The Spin Doesn't Lie
Now that we are somewhat familiar with these stars, let’s talk about the spin of a pulsar. It arises from the supernova that created the neutron star, for the conservation of angular momentum applies. The matter that was falling to the core had a certain amount of momentum that was transferred to the core and thus pumped up the rate the star was spinning. It is similar to how an ice skater increases their spin as they pull themselves in.
But pulsars don’t just spin at any rate. Many are what we call millisecond pulsars, for they complete a single revolution in 1-10 milliseconds.
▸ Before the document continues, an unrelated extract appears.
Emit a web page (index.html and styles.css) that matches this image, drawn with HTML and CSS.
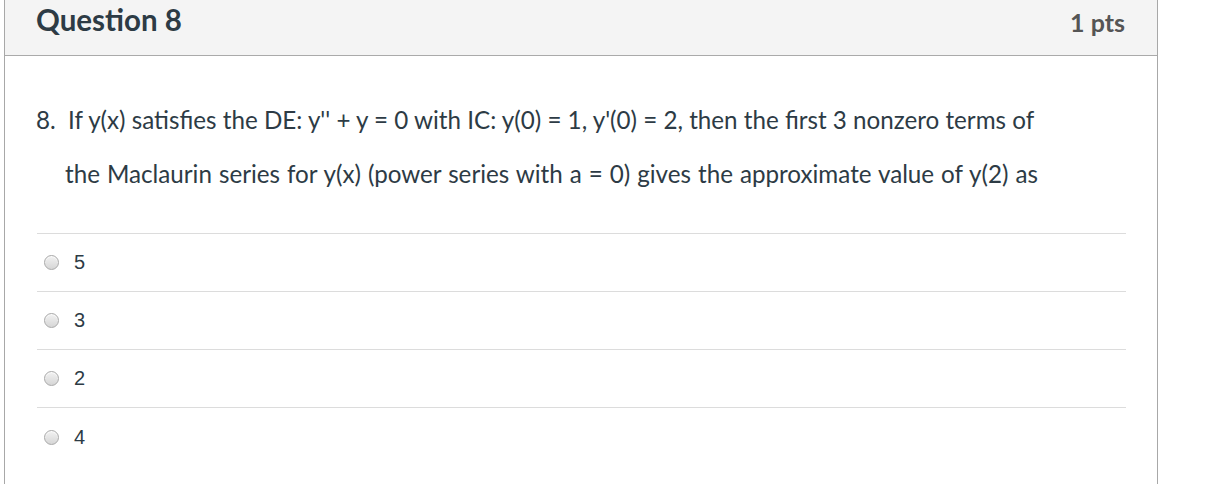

Put another way, they spin hundreds to thousands of times a second! They achieve this by taking material away from a companion star in a binary system with the pulsar. As it takes material from it, it increases the spin rate because of conservation of angular momentum, but does this increase have a cap? Only when the material falling in dies down. Once this happens, the pulsar decreases its rotational energy by as much as half. Huh? (Max Planck)
The reason lies with what is called the Roche-lobe decoupling phase. I know, it sounds like a mouthful but hang in there. While the pulsar is pulling material into its field, the inbound matter is accelerated by the magnetic field and is emitted as X-rays. But once the material falling in dies down, the radius of the magnetic field, in a spherical shape, starts to increase. This pushes charged material away from the pulsar and thus robs it of momentum. It also decreases the rotational energy and thus lowers the X-rays into radio waves. That expansion of the radius and its consequences is the decoupling phase in action and helps resolve the mystery of why some pulsars appear too old for their system. They have been robbed of their youth! (Max Planck, Francis "Neutron").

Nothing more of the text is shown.